The Jewish Week weakly exposed some elements of a story of rabbinic school intrigue ("‘Your Semicha Or Your Wife’YU withholding ordination from rabbinic student who participated in ‘partnership minyan.’"). It wasn't an illuminating account.
The Jewish Channel followed up with texts and data relating to the murky matter.
What wayward behavior does a rabbinical student have to perform to trigger threats against him by his school that they will not grant him rabbinic ordination?
Perhaps, if he is caught eating a bacon cheeseburger on Yom Kippur, that will lead to his loss of ordination. But that is not the case here.

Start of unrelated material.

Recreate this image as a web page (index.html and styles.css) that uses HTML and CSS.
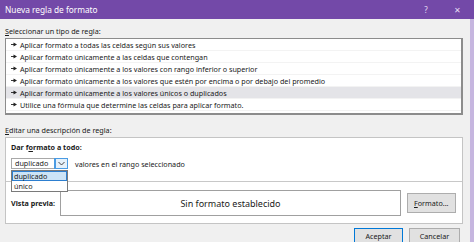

Perhaps if he is caught committing adultery with his menstruating mother-in-law, that would be the trigger of his demise from the rabbinical ranks. But that surely is not the case here.
What egregious act did the student commit to merit the threat of his nuclear annihilation from the clergy ranks even before his career was launched?
He prayed with women.
Apparently this young man helped his wife attend a partnership minyan. So Yeshiva's dean of rabbis told him to sign a loyalty oath or forget about receiving his blessings. He must forswear such rebellious activities.
They sent him a very problematic letter, reproduced at TJC. I'm pretty sure that the letter is grounds for a major lawsuit. Its vague stipulations make little sense to me. But it's clear, if you are going to require a fealty oath to halakhic authority, as YU has defined it this week ("One of the central principles of RlETS is a fealty to halakhah and the halakhíc process"), as a condition for ordination, then surely you must do so at the beginning of the first enrollment of the student, not at the end of his five years of studies. Wow, if word gets out that that's what they do over there, nobody will gamble in that casino.
You cannot change the rules of the rabbi game in the metaphoric bottom of the ninth with two outs, the fourth quarter with 10 seconds left on the clock.
Astonishingly you have to step back and take a deep breath and think for a minute. Just think. Nothing terrible will occur if the Orthodox allow their women to be called to the Torah or count for a minyan. It would be a great thing. This latest situation is just one more catastrophic error by YU.
But most remarkable in the letter from the dean is that it's clear that Yeshiva University is no longer a place where the pure values of Torah and Talmud dominate. Those words are not mentioned by the dean. Rather it is where the rigorous adherence to things called halakhah and mesorah rule the roost, to the exclusion of our cherished Torah and Talmud. How utterly bizarre.